CAQ MNA Isabelle Lecours temporarily closes her office due to threats
Isabelle Lecours, the CAQ MNA for Lotbinière-Frontenac, said Friday she is temporarily closing her office due to threats and intimidation.
"As part of the Centre de la petite enfance (CPE) de Val-Alain file, I have been threatened and intimidated," she wrote Friday on Facebook.
"In order to protect my team, I have decided to temporarily close the Saint-Apollinaire constituency office and the Sûreté du Québec (SQ) has been contacted," she added.
The elected representative for the Chaudière-Appalaches region did not respond to an interview request from The Canadian Press, while the SQ would neither confirm nor deny that an investigation is underway.
Last week, the citizens of Val-Alain learned that the Ministère de la Famille was cancelling the 29-place CPE project in their municipality due to a cost overrun.
Instead, the ministry is considering improving a CPE project in Saint-Apollinaire, some 30 kilometres from Val-Alain, as reported by Radio-Canada on Feb. 19.
On that day, the mayor and prefect of the Lotbinière MRC, Daniel Turcotte, organized a citizens' rally to denounce the Legault government's decision.
On Friday, without commenting on the case of Isabelle Lecours, the Quebec Liberal Party (QLP) expressed concern for all those elected officials who experience "incivility", "harassment", and "threats".
Liberal MNAs Michelle Setlakwe and Enrico Ciccone have called for a parliamentary commission to investigate this increasingly distressing phenomenon, especially at the municipal level.
Gatineau Mayor France Belisle announced Thursday her retirement from political life to protect her physical and mental health.
According to Setlakwe and Ciccone, "the difficulties experienced by elected officials, particularly at the municipal level, which exert constant pressure and force them to evolve in a noxious climate (...) are unacceptable".
"Threats against elected officials at all levels of government and the toxicity conveyed on social media must be denounced," said Ciccone in a press release.
Québec solidaire (QS) added: "In the municipalities, we are witnessing a veritable wave of departures. Since 2021, nearly 800 elected municipal officials have left office.
"At the national assembly, we should be the first to act to curb the alarming rise in resignations of municipal elected officials," said QS MNA Étienne Grandmont.
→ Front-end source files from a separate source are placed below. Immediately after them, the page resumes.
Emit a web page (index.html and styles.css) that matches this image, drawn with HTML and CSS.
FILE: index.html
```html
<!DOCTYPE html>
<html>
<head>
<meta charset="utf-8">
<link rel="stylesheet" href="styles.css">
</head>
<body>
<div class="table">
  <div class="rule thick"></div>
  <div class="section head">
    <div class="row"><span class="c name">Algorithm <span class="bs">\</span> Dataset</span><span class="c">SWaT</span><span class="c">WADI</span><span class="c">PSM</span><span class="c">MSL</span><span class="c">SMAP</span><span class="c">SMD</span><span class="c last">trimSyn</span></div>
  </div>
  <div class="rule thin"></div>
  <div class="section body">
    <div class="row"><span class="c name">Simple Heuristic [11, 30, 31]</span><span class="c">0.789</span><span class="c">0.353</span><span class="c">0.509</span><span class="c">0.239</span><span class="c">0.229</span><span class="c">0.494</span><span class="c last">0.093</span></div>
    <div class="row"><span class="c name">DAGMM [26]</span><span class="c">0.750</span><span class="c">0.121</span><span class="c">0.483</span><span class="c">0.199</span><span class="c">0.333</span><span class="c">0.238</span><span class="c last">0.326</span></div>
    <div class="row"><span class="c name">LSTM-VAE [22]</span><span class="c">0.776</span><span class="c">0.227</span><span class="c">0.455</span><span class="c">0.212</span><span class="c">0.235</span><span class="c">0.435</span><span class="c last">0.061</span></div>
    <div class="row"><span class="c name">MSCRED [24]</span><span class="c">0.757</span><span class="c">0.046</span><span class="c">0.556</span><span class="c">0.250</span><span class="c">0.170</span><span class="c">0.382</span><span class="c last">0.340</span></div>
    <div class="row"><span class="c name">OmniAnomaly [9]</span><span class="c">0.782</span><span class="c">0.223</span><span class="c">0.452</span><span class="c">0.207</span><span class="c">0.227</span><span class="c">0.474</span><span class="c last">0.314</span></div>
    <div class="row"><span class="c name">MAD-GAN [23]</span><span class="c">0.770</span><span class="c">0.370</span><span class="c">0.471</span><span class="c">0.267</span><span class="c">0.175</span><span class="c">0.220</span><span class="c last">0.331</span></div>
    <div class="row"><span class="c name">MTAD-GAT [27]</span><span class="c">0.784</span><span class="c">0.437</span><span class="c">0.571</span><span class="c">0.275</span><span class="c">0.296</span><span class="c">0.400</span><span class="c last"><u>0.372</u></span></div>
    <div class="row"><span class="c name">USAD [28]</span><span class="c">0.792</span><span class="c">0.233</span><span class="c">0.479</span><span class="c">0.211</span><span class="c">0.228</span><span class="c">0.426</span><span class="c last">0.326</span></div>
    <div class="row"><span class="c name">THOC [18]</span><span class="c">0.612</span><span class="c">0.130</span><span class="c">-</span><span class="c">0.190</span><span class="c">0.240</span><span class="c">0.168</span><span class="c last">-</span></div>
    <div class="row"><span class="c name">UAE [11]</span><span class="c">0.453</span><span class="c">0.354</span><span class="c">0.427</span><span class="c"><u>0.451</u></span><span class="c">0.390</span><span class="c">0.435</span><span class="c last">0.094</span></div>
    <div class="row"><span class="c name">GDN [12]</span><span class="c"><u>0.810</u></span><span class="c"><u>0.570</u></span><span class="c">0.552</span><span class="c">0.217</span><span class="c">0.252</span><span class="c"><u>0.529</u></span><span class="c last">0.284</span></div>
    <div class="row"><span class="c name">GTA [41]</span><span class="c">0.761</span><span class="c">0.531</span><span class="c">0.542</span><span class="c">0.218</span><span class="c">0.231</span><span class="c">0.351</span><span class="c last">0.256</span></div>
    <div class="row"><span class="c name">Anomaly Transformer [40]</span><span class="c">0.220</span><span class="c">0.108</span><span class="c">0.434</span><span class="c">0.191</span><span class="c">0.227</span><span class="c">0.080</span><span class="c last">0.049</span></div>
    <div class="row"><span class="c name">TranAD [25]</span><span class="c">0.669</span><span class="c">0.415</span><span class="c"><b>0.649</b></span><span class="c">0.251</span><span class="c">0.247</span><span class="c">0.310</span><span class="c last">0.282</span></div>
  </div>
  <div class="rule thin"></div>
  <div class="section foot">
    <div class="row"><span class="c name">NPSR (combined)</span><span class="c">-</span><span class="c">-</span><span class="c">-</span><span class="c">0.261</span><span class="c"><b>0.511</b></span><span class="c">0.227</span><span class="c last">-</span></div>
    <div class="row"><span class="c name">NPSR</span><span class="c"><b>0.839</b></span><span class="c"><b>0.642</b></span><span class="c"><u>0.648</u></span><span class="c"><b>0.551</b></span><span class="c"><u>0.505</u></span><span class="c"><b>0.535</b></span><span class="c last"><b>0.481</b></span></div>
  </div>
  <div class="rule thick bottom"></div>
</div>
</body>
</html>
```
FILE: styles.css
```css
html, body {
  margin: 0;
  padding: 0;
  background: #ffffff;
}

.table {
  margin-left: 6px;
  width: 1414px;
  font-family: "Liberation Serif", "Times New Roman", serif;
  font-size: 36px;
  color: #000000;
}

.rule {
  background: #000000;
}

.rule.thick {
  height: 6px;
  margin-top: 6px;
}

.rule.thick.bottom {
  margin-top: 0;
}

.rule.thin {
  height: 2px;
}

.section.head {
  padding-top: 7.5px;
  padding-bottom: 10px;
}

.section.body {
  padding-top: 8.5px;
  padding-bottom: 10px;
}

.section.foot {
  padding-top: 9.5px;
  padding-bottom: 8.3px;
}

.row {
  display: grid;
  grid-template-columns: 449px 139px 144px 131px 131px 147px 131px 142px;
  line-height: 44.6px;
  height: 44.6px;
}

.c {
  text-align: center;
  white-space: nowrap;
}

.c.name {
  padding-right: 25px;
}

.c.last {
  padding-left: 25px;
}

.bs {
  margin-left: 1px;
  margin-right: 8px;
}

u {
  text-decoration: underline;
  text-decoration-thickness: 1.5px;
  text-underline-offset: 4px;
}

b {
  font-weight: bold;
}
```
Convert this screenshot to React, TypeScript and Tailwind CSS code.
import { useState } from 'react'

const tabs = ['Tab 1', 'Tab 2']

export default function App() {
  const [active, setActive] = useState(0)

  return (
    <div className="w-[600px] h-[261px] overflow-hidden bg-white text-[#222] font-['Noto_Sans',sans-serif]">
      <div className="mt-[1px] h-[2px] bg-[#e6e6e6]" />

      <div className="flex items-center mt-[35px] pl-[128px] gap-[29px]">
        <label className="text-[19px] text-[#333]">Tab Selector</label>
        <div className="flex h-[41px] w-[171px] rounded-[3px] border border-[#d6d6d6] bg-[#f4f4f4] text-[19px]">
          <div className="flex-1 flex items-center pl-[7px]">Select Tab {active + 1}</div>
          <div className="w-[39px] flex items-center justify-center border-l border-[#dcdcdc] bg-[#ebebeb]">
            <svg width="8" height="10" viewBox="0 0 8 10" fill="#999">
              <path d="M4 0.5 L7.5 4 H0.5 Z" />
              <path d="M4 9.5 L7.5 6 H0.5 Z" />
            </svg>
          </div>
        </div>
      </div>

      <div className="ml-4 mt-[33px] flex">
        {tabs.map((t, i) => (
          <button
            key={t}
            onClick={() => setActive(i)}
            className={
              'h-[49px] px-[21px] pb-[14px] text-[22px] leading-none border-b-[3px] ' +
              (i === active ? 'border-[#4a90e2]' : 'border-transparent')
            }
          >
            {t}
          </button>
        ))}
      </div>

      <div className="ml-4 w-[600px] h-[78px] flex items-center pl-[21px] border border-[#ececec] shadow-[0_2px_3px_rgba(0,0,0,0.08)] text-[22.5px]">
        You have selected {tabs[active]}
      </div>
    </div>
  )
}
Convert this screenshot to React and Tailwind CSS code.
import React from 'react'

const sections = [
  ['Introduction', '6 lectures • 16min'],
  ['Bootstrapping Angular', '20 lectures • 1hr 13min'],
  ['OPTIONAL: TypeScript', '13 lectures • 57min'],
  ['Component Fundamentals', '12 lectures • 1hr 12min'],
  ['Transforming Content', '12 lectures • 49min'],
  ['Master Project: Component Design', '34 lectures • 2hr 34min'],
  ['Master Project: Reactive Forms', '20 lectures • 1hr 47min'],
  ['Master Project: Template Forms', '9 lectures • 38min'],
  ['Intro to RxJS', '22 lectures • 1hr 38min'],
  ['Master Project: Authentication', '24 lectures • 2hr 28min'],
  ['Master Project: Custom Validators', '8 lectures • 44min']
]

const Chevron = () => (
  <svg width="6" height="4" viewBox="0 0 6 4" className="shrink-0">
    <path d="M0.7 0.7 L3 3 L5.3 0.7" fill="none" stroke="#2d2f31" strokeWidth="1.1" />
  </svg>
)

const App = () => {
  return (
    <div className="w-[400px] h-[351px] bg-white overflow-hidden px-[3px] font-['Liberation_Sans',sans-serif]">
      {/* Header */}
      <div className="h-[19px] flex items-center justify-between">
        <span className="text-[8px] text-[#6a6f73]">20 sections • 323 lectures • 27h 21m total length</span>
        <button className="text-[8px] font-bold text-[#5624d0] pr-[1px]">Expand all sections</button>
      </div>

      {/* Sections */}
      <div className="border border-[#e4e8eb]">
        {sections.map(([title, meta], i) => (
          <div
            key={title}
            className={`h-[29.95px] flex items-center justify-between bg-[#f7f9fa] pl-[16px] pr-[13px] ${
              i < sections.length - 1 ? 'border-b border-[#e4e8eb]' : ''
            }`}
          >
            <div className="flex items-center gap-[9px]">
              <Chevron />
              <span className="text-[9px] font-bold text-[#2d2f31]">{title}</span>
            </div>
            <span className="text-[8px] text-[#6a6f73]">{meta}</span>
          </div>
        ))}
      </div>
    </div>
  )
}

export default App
"I'm reaching out to my counterparts in the other parties so that we can sit down together and find concrete solutions."
For PQ MNA Joël Arseneau, it's clear that awareness is "necessary."
"We support the idea of a parliamentary commission on the subject. It's part of a logic of prevention, awareness and action against intimidation and the loss of respect for elected officials," he said.